FAQ 8: What are winglets, and how do they impact wing movement?

Winglets are vertical extensions at the wingtips that reduce drag by disrupting the formation of wingtip vortices. By reducing drag, winglets improve fuel efficiency and increase range. While they don’t directly cause wing movement, they can influence the overall aerodynamic forces acting on the wing, slightly affecting flex and vibration patterns.

FAQ 9: Can weather conditions affect wing movement?

Yes, weather conditions significantly impact wing movement. Strong winds, turbulence, icing, and even extreme temperatures can all affect the aerodynamic forces acting on the wing. Icing, in particular, can dramatically alter the wing’s shape and airflow, potentially leading to dangerous stall conditions.

FAQ 10: How are airplane wings tested to ensure they can handle stress and movement?

Aircraft wings undergo rigorous testing throughout the design and manufacturing process. Static load tests involve applying progressively higher loads to the wing until it reaches its breaking point. Fatigue tests simulate the stresses of thousands of flight cycles to identify any potential weaknesses. Wind tunnel tests are used to study the aerodynamic behavior of the wing under various flight conditions.

FAQ 11: What are the visual cues that indicate normal versus abnormal wing movement?

Observing wing flex during flight is generally normal. However, rapid or excessive vibrations, unusual twisting, or visible signs of damage are cause for concern. Pilots are trained to recognize these abnormal cues and take appropriate action. Passengers should also be aware of these signs and report any concerns to the crew.

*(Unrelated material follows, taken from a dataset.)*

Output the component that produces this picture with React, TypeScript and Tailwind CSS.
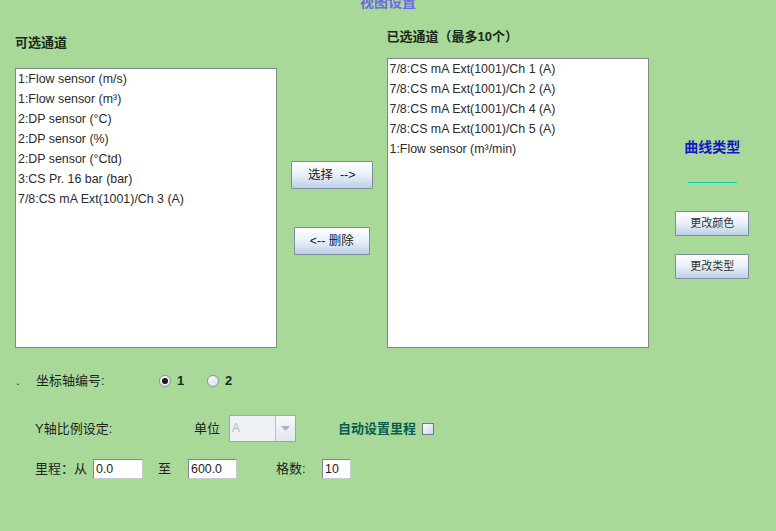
const available = [
  "1:Flow sensor (m/s)",
  "1:Flow sensor (m³)",
  "2:DP sensor (°C)",
  "2:DP sensor (%)",
  "2:DP sensor (°Ctd)",
  "3:CS Pr. 16 bar (bar)",
  "7/8:CS mA Ext(1001)/Ch 3 (A)",
];

const selected = [
  "7/8:CS mA Ext(1001)/Ch 1 (A)",
  "7/8:CS mA Ext(1001)/Ch 2 (A)",
  "7/8:CS mA Ext(1001)/Ch 4 (A)",
  "7/8:CS mA Ext(1001)/Ch 5 (A)",
  "1:Flow sensor (m³/min)",
];

const btn =
  "flex items-center justify-center border border-[#7d8ea3] bg-gradient-to-b from-[#ffffff] via-[#e8f0f9] to-[#bcd0e6] text-[#1a1a1a] rounded-[1px]";

function ChannelList({ items, height }: { items: string[]; height: string }) {
  return (
    <div className={`w-[262px] ${height} bg-white border border-[#7f8a8c]`}>
      {items.map((t) => (
        <div key={t} className="h-[20px] leading-[20px] pl-[2px] text-[12.4px] text-[#2a2a2a] whitespace-nowrap">
          {t}
        </div>
      ))}
    </div>
  );
}

function Radio({ checked, label }: { checked?: boolean; label: string }) {
  return (
    <div className="flex items-center w-[48px]">
      <div className="w-[12px] h-[12px] rounded-full border border-[#8a9098] bg-gradient-to-br from-[#ffffff] to-[#d4dde8] flex items-center justify-center">
        {checked && <div className="w-[6px] h-[6px] rounded-full bg-[#1a1a1a]" />}
      </div>
      <span className="ml-[6px] font-bold text-[13px] text-[#1e2a1e]">{label}</span>
    </div>
  );
}

function Field({ value, width }: { value: string; width: string }) {
  return (
    <div className={`${width} h-[20px] bg-white border border-[#7f8a8c] border-r-[#c4ccd0] border-b-[#c4ccd0] pl-[2px] leading-[18px] text-[12.4px] text-[#222]`}>
      {value}
    </div>
  );
}

export default function App() {
  return (
    <div
      className="w-[776px] h-[531px] overflow-hidden bg-[#a8d998] flex flex-col text-[#1f1f1f]"
      style={{ fontFamily: "'Liberation Sans', 'Noto Sans CJK SC', sans-serif" }}
    >
      {/* title, half cut off like the window */}
      <div className="-mt-[6px] h-[16px] leading-[16px] text-center text-[14px] font-bold text-[#6a6ae4]">
        视图设置
      </div>

      {/* channel lists */}
      <div className="flex items-start">
        <div className="ml-[15px] mt-[25px] flex flex-col">
          <div className="h-[16px] leading-[16px] text-[13px] font-bold text-[#1a2a1a]">可选通道</div>
          <div className="mt-[17px]">
            <ChannelList items={available} height="h-[280px]" />
          </div>
        </div>

        <div className="w-[110px] flex flex-col items-center pt-[151px]">
          <div className={`${btn} w-[82px] h-[28px] text-[12.5px]`}>选择&nbsp;&nbsp;--&gt;</div>
          <div className={`${btn} mt-[38px] w-[76px] h-[28px] text-[12.5px]`}>&lt;-- 删除</div>
        </div>

        <div className="mt-[19px] flex flex-col">
          <div className="h-[16px] leading-[16px] text-[13px] font-bold text-[#1a2a1a]">已选通道（最多10个）</div>
          <div className="mt-[13px]">
            <ChannelList items={selected} height="h-[290px]" />
          </div>
        </div>

        <div className="w-[128px] flex flex-col items-center pt-[129px]">
          <div className="h-[16px] leading-[16px] text-[14px] font-bold text-[#1414c8]">曲线类型</div>
          <div className="mt-[27px] w-[49px] h-[1px] bg-[#10d0b4]" />
          <div className={`${btn} mt-[28px] w-[74px] h-[25px] text-[11px] text-[#333]`}>更改颜色</div>
          <div className={`${btn} mt-[18px] w-[74px] h-[25px] text-[11px] text-[#333]`}>更改类型</div>
        </div>
      </div>

      {/* axis number */}
      <div className="mt-[21px] h-[24px] flex items-center pl-[16px] text-[13px]">
        <span className="w-[20px] text-[#333]">.</span>
        <span className="w-[123px]">坐标轴编号:</span>
        <Radio checked label="1" />
        <Radio label="2" />
      </div>

      {/* Y scale */}
      <div className="mt-[22px] h-[27px] flex items-center pl-[35px] text-[13px]">
        <span className="w-[159px]">Y轴比例设定:</span>
        <span className="w-[35px]">单位</span>
        <div className="w-[67px] h-[27px] flex border border-[#9aa6ac]">
          <div className="flex-1 bg-[#eef1f6] pl-[2px] leading-[25px] text-[12px] text-[#b4bcc6]">A</div>
          <div className="w-[20px] border-l border-[#b8c2c8] bg-gradient-to-b from-[#f6f8fb] to-[#e2e8ef] flex items-center justify-center">
            <svg width="9" height="5" viewBox="0 0 9 5">
              <path d="M0 0 L9 0 L4.5 5 Z" fill="#a8b2bc" />
            </svg>
          </div>
        </div>
        <span className="ml-[42px] font-bold text-[13px] text-[#0a5c50]">自动设置里程</span>
        <div className="ml-[6px] w-[12px] h-[12px] border border-[#6c7a88] bg-gradient-to-br from-[#ffffff] to-[#cdd8e6]" />
      </div>

      {/* range */}
      <div className="mt-[17px] h-[20px] flex items-center pl-[35px] text-[13px]">
        <span className="w-[58px]">里程：从</span>
        <Field value="0.0" width="w-[50px]" />
        <span className="ml-[15px] w-[30px]">至</span>
        <Field value="600.0" width="w-[49px]" />
        <span className="ml-[39px] w-[46px]">格数:</span>
        <Field value="10" width="w-[29px]" />
      </div>
    </div>
  );
}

FAQ 12: Are there any future innovations being developed that will affect how airplane wings move?

Ongoing research and development efforts are exploring several innovations related to wing movement, including morphing wings that can change shape in flight to optimize performance, active flow control technologies that can manipulate airflow around the wing to improve lift and reduce drag, and new materials that offer even greater strength and flexibility. These advancements promise to further enhance the efficiency, safety, and comfort of air travel.